The instant motion to compel requests substantially the same relief as the previous unsuccessful motion to enforce the August 30, 2010 judgment — that is, an order compelling the agency to immediately put into effect final rules concerning union recruitment, and the definitions of full-time work and job contractor for the H-2B program. But Plaintiffs' dissatisfaction with the delay occasioned by Bayou's injunction of the 2012 Regulation is not a good reason to compel the agency to initiate formal rulemaking. Nor have Plaintiffs provided any good reason for the agency to abandon the 2012 Regulation
In addition, the agency would incur significant costs in additional time and resources if forced to promulgate new replacement rules. It is the agency's prerogative to determine "how best to marshal limited resources and personnel to carry out its delegated responsibilities." Massachusetts, 549 U.S. at 527, 127 S.Ct. 1438. And ultimately, the proposed remedy of new rulemaking would likely prove futile or at best misguided. There would be no guarantee that new regulations would be beyond the reach of Bayou's injunction or immune to other litigation. New rulemaking expenditures might prove to be duplicative or wasted.
Here, the agency's decision to continue the effectiveness of the challenged 2008 H-2B rules, and its use of these rules pending resolution of its defense of the 2012 Regulation in Bayou, are reasonable. Although Plaintiffs would prefer a different course of action, the agency's choices must be accorded deference. And on this record, it would be improper to compel the agency to initiate formal rulemaking to replace the invalidated 2008 regulations. Accordingly, the instant motion to compel will be denied.
An Order accompanies this Memorandum.
AND NOW, this 10th day of September, 2014, upon consideration of the parties' respective responses (No. 13-7213, Doc. Nos. 53, 54) and supplemental responses (No. 13-7213, Doc. Nos. 55, 56) to the Court's Order, dated July 23, 2014 (No. 09-240, Doc. No. 197), which regard motions and issues pending in Civil Action No. 09-240, it is hereby ORDERED that:
It is FURTHER ORDERED that this action is DISMISSED without prejudice.
The Court retains jurisdiction over Plaintiffs' outstanding claims under Fed. R.Civ.P. 54(d)(2) and the Equal Access to Justice Act, 28 U.S.C. § 2412(d) for attorneys' fees and costs. See Pls. submission (No. 09-240, Doc.

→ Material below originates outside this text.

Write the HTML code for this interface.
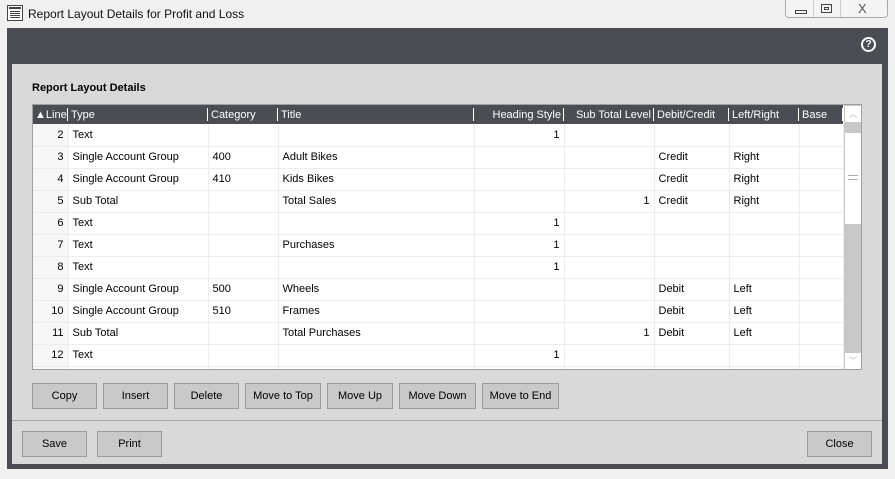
<!DOCTYPE html>
<html><head><style>
*{margin:0;padding:0;box-sizing:border-box}
body{width:895px;height:479px;background:#f0f0f0;font-family:"Liberation Sans",Arial,sans-serif;font-size:11px;color:#000;position:relative;overflow:hidden}
.abs{position:absolute}
.title{left:28px;top:7px;font-size:12px;color:#111}
.frame{left:7px;top:28px;width:881px;height:441px;background:#4c4d52}
.inner{left:12px;top:64px;width:870px;height:400px;background:#d9d9d9}
.grid{left:32px;top:104px;width:830px;height:266px;border:1px solid #a0a0a0;background:#fff;overflow:hidden}
table{border-collapse:collapse;table-layout:fixed;position:absolute;left:0;top:0;width:810px}
th{background:#4c4d52;color:#fff;font-weight:normal;height:19px;text-align:left;padding:0 3px;white-space:nowrap;position:relative;font-size:11px;overflow:hidden}
th:after{content:"";position:absolute;right:0;top:3px;height:13px;width:1px;background:#fff}
td{height:22px;border-right:1px solid #ececec;border-bottom:1px solid #ececec;padding:0 4px;white-space:nowrap;overflow:hidden}
td:first-child{background:#f7f7f7;text-align:right}
.r{text-align:right}
.btn{position:absolute;height:26px;background:#c9c9c9;border:1px solid #9a9a9a;text-align:center;line-height:24px;font-size:11px}
</style></head><body>
<svg class="abs" style="left:7px;top:5px" width="16" height="16"><rect x="0.5" y="0.5" width="15" height="15" fill="#fff" stroke="#444"/><rect x="2" y="2" width="12" height="2" fill="#444"/><path d="M3 6.5h10M3 8.5h10M3 10.5h10M3 12.5h10" stroke="#444"/></svg>
<div class="abs title">Report Layout Details for Profit and Loss</div>
<div class="abs" style="left:785px;top:0;width:103px;height:18px;border:1px solid #aaa;border-top:none;border-radius:0 0 4px 4px;background:#f4f4f4"></div>
<div class="abs" style="left:813px;top:0;width:1px;height:17px;background:#ccc"></div>
<div class="abs" style="left:840px;top:0;width:1px;height:17px;background:#ccc"></div>
<div class="abs" style="left:795px;top:10px;width:12px;height:4px;border:1px solid #444"></div>
<div class="abs" style="left:821px;top:4px;width:11px;height:9px;border:1px solid #444"></div>
<div class="abs" style="left:824px;top:7px;width:5px;height:3px;border:1px solid #444"></div>
<div class="abs" style="left:858px;top:1px;font-size:13px;color:#555">X</div>
<div class="abs frame"></div>
<div class="abs" style="left:861px;top:37px;width:15px;height:15px;border:2px solid #fff;border-radius:50%;color:#fff;font-weight:bold;font-size:10px;text-align:center;line-height:11px">?</div>
<div class="abs inner"></div>
<div class="abs" style="left:32px;top:82px;font-weight:bold;font-size:11px">Report Layout Details</div>
<div class="abs grid">
<table>
<colgroup><col style="width:35px"><col style="width:140px"><col style="width:70px"><col style="width:196px"><col style="width:90px"><col style="width:90px"><col style="width:75px"><col style="width:70px"><col style="width:44px"></colgroup>
<tr><th style="padding-left:2px">▲Line</th><th>Type</th><th>Category</th><th>Title</th><th class="r">Heading Style</th><th class="r">Sub Total Level</th><th>Debit/Credit</th><th>Left/Right</th><th>Base</th></tr>
<tr><td>2</td><td>Text</td><td></td><td></td><td class="r">1</td><td></td><td></td><td></td><td></td></tr>
<tr><td>3</td><td>Single Account Group</td><td>400</td><td>Adult Bikes</td><td></td><td></td><td>Credit</td><td>Right</td><td></td></tr>
<tr><td>4</td><td>Single Account Group</td><td>410</td><td>Kids Bikes</td><td></td><td></td><td>Credit</td><td>Right</td><td></td></tr>
<tr><td>5</td><td>Sub Total</td><td></td><td>Total Sales</td><td></td><td class="r">1</td><td>Credit</td><td>Right</td><td></td></tr>
<tr><td>6</td><td>Text</td><td></td><td></td><td class="r">1</td><td></td><td></td><td></td><td></td></tr>
<tr><td>7</td><td>Text</td><td></td><td>Purchases</td><td class="r">1</td><td></td><td></td><td></td><td></td></tr>
<tr><td>8</td><td>Text</td><td></td><td></td><td class="r">1</td><td></td><td></td><td></td><td></td></tr>
<tr><td>9</td><td>Single Account Group</td><td>500</td><td>Wheels</td><td></td><td></td><td>Debit</td><td>Left</td><td></td></tr>
<tr><td>10</td><td>Single Account Group</td><td>510</td><td>Frames</td><td></td><td></td><td>Debit</td><td>Left</td><td></td></tr>
<tr><td>11</td><td>Sub Total</td><td></td><td>Total Purchases</td><td></td><td class="r">1</td><td>Debit</td><td>Left</td><td></td></tr>
<tr><td>12</td><td>Text</td><td></td><td></td><td class="r">1</td><td></td><td></td><td></td><td></td></tr>
<tr><td></td><td></td><td></td><td></td><td></td><td></td><td></td><td></td><td></td></tr>
</table>
<div class="abs" style="left:811px;top:0;width:18px;height:264px;background:#c8c8c8"></div>
<div class="abs" style="left:812px;top:1px;width:16px;height:16px;background:#fff;color:#bbb;text-align:center;font-size:9px;line-height:16px">︿</div>
<div class="abs" style="left:812px;top:28px;width:16px;height:91px;background:#fff"></div>
<div class="abs" style="left:815px;top:70px;width:10px;height:5px;border-top:1px solid #aab;border-bottom:1px solid #aab"></div>
<div class="abs" style="left:812px;top:248px;width:16px;height:16px;background:#fff;color:#bbb;text-align:center;font-size:9px;line-height:16px">﹀</div>
</div>
<div class="btn" style="left:32px;top:383px;width:65px">Copy</div>
<div class="btn" style="left:103px;top:383px;width:65px">Insert</div>
<div class="btn" style="left:174px;top:383px;width:65px">Delete</div>
<div class="btn" style="left:245px;top:383px;width:76px">Move to Top</div>
<div class="btn" style="left:327px;top:383px;width:66px">Move Up</div>
<div class="btn" style="left:399px;top:383px;width:77px">Move Down</div>
<div class="btn" style="left:482px;top:383px;width:77px">Move to End</div>
<div class="abs" style="left:12px;top:420px;width:870px;height:1px;background:#a8a8a8"></div>
<div class="btn" style="left:22px;top:431px;width:65px">Save</div>
<div class="btn" style="left:97px;top:431px;width:65px">Print</div>
<div class="btn" style="left:807px;top:431px;width:65px">Close</div>
</body></html>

No. 171); Order dated Sept. 30, 2013 (No. 09-240, Doc. No. 187).
The CLERK OF COURT is DIRECTED to mark this action CLOSED for statistical purposes.
"Plaintiffs' Motion for a Temporary Restraining Order, Preliminary and Permanent Injunctive Relief" (No. 09-240, Doc. No. 175) challenges the intra-agency processing by Defendants the Secretary of Labor and the Department of Labor (DOL) of supplemental prevailing wage determinations (SPWDs) under the April 24, 2013 Interim Final Rule, 78 Fed.Reg. 24047 (Apr. 24, 2013). For the same reasons set forth in the Court's previous decision (Order & Mem., July 23, 2014, No. 13-7213, Doc. Nos. 51, 52), that Motion does not present any justiciable issues — that is specifically, the Motion does not present any final administrative actions that are ripe for judicial review. In effect, the parties acknowledge as much:
Defs. Supp. Resp. at 2 (No. 13-7213, Doc. No. 55) (citing 5 U.S.C. § 554(e) ("The agency, with like effect as in the case of other orders, and in its sound discretion, may issue a declaratory order to terminate a controversy or remove uncertainty.")).
The parties request that issues regarding the SPWDs be stayed pending conclusion of the agency's declaratory order proceeding. See Defs. Supp. Resp. at 2 (No. 13-7213, Doc. No. 55). The request is denied. If agency action is committed to agency discretion by law, see 5 U.S.C. § 701(a)(2), or the action is not "final agency action," 5 U.S.C. § 704, "a plaintiff who challenges such an action cannot state a claim under the APA [Administrative Procedure Act]," and "the action must be dismissed." Chehazeh v. Att'y Gen. of the U.S., 666 F.3d 118, 126 n. 1 (3d Cir.2012) (internal quotations marks and citations omitted). Just as the pending motions do not present any justiciable contentions, our review of the record and the Complaint does not reveal any final agency action that is ripe for judicial review here. And in response to the Court's Order dated July 23, 2014 (No. 09-24, Doc. No. 197), the parties have not informed the Court of any justiciable agency decisions or actions.